Distinction of RESPA Claims
In contrast, the court differentiated the claims under the Real Estate Settlement Procedures Act (RESPA) from the other claims. The court found that the RESPA claims did not challenge the validity of the state court judgment but rather focused on Wells Fargo's conduct that occurred after the foreclosure judgment was entered. The court reasoned that the allegations regarding Wells Fargo's failure to comply with RESPA's requirements for loss mitigation did not implicate the legitimacy of the foreclosure order itself. Instead, these claims were based on Wells Fargo's obligations as a servicer under federal regulations and did not invite the court to overturn the state court's ruling. As a result, the court allowed the RESPA claims to proceed while dismissing the other claims under the Rooker-Feldman doctrine.
Conclusion of the Court
The U.S. District Court for the District of New Jersey ultimately granted Wells Fargo's motion to dismiss with respect to Counts Four through Eight, which were found to be barred by the Rooker-Feldman doctrine. However, the court denied the motion regarding Counts One and Two, concluding that those claims under RESPA were sufficiently pleaded and were not precluded by the doctrine.

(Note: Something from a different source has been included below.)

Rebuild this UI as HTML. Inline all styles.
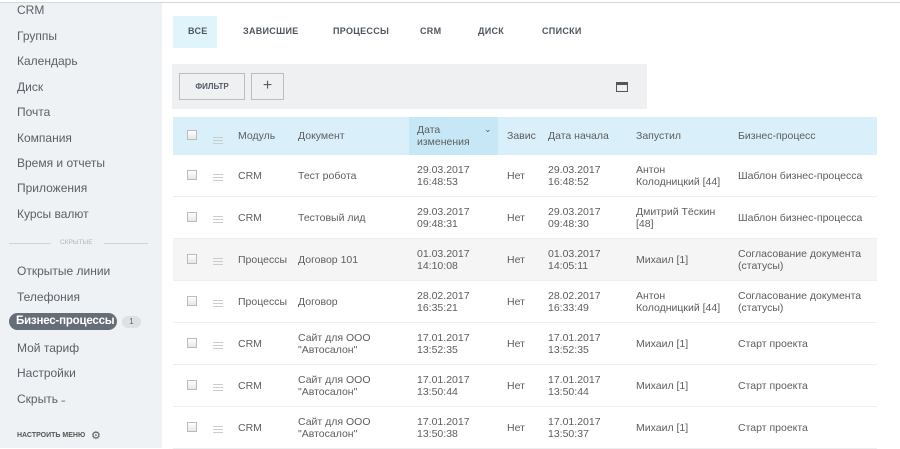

This decision underscored the importance of distinguishing between claims that challenge state court judgments and those that seek to address independent violations of federal law, which can arise even after a state court has rendered its decision. The court's ruling allowed the Duffys to pursue their RESPA claims while barring their other allegations related to the foreclosure proceedings.